▸ Work to complete
Tally the lines containing the word "React", and report the tally alone.
-- Start --
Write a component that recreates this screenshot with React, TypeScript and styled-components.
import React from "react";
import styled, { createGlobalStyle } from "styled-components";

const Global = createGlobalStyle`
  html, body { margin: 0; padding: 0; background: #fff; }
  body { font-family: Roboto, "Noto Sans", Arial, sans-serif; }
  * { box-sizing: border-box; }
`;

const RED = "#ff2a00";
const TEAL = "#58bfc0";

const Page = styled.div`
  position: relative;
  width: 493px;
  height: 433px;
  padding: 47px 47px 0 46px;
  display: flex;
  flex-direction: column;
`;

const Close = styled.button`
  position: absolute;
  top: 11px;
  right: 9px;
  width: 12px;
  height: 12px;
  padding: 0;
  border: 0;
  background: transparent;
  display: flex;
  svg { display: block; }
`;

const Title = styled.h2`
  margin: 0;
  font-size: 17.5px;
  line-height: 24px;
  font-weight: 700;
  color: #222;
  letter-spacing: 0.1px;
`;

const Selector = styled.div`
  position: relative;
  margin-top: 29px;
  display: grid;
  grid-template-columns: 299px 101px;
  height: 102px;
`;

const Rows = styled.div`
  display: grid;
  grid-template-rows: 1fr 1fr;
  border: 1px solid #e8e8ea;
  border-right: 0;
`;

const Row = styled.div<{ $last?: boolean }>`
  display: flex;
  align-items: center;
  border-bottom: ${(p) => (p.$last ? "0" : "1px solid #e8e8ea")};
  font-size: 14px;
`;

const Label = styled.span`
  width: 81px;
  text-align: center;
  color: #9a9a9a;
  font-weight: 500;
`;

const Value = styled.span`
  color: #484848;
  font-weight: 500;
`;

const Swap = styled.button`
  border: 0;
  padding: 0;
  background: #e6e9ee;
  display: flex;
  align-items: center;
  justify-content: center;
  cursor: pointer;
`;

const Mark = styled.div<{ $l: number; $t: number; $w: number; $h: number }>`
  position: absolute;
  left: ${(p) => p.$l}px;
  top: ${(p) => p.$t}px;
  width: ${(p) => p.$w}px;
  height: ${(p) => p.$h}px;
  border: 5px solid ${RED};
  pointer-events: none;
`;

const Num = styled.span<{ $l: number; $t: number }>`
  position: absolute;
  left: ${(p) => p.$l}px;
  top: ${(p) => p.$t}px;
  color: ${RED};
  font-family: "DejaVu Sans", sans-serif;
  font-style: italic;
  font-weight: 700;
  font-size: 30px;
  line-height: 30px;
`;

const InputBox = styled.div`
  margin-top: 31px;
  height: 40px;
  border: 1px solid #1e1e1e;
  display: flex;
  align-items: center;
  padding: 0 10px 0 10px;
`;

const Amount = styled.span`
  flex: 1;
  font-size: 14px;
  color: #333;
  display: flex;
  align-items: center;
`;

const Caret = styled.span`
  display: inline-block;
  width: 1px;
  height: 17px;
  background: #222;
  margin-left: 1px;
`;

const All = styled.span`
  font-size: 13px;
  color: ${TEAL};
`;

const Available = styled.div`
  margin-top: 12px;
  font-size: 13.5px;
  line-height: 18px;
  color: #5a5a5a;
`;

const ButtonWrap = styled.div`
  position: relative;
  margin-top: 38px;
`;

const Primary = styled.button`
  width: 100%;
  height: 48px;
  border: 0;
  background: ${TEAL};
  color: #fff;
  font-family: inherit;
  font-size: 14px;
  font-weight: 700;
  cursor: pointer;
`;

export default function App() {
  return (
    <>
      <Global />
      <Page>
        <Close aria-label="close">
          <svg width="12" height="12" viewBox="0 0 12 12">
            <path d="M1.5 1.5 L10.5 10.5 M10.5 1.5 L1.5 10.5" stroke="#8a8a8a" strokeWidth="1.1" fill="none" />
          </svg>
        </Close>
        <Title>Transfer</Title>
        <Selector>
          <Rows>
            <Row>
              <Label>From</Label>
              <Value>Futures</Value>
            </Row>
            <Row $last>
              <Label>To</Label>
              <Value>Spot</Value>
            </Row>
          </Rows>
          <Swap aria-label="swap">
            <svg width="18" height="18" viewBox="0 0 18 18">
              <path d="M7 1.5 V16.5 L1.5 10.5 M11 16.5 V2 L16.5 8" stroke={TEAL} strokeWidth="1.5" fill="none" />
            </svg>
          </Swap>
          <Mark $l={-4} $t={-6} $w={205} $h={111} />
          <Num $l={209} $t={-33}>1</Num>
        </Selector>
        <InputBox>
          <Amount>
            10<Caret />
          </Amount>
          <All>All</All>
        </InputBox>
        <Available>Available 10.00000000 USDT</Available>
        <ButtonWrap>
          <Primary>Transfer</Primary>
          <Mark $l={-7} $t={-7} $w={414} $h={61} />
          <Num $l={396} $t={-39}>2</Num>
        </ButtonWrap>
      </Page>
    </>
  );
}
-- End --
-- Start --
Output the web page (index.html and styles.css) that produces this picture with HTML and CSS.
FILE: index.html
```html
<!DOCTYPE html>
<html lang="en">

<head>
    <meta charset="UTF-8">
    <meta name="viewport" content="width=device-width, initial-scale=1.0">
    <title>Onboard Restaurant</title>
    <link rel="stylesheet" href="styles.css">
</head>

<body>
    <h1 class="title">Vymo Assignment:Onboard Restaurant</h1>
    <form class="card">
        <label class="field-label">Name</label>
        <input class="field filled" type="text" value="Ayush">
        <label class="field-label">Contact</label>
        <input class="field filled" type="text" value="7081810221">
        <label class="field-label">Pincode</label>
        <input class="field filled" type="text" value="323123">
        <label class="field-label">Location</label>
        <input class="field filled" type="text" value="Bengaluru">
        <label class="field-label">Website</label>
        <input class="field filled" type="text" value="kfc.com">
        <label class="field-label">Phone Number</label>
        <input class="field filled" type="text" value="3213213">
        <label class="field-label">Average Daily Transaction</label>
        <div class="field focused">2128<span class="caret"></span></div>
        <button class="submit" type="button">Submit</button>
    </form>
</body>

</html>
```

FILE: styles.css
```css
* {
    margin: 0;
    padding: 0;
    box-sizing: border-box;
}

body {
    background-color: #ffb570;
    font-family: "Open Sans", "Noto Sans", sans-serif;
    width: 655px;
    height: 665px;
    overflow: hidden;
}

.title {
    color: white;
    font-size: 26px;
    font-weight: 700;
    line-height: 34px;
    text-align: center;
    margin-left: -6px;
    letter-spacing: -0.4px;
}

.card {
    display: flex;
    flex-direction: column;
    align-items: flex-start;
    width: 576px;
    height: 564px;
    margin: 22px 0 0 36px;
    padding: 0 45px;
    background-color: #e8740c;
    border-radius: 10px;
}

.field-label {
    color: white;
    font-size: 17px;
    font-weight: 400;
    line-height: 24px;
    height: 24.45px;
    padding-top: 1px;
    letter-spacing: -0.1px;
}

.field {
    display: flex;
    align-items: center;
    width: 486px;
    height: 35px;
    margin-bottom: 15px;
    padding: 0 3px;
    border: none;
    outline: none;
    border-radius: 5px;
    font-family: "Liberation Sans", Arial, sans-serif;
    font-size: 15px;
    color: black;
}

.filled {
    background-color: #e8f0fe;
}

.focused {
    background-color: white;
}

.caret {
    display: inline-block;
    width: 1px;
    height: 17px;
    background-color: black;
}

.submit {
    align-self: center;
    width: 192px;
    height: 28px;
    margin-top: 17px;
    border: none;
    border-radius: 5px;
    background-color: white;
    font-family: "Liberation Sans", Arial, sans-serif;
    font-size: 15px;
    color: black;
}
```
-- End --
▸ Output
2